- 6 months ago
- Wedding: September 2016
Some people feel it’s important to travel and have adventures (whether that means vacations or moving). My mother is one of those people and I had the experience of being one of those people too. I think it’s really valuable to use this time, when you are young and married (or not) and pretty unencumbered, to go on adventures.
ALSO, though, these are the years when people are also getting married (or their first divorces after incompatible first marriages), buying homes and starting to think about how the next decades of their lives are going to go.

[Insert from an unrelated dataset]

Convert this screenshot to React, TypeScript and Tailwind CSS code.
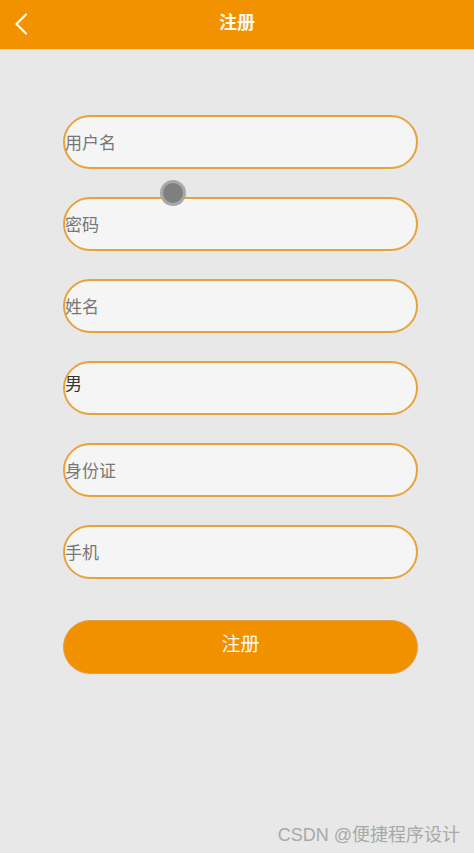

If you feel trapped, you need to travel and have the experiences you crave. You may not need (or be able) to convince your husband to uproot himself or make any major moves- it could be that YOU go on an adventure for a period of time or you go on a vacation on your own or something else.
I noticed a few PPs making comments that imply your feeling trapped and desire to travel could be about maturity or you trying to “run away” and people would say the same things to my mother when we were moving around- she just had a nomadic spirit and a need to experience different places and just because they couldn’t understand her (or her choices wouldn’t work for them)- it did not mean that her choices weren’t good ones for her.
Last thing- I think it’s also really valuable when people decide, within a marriage, that honest and authenticity are priorities (for themselves and also for their partners) because then you and your husband have the opportunity to build a relationship that is genuine and serves/benefits each of you.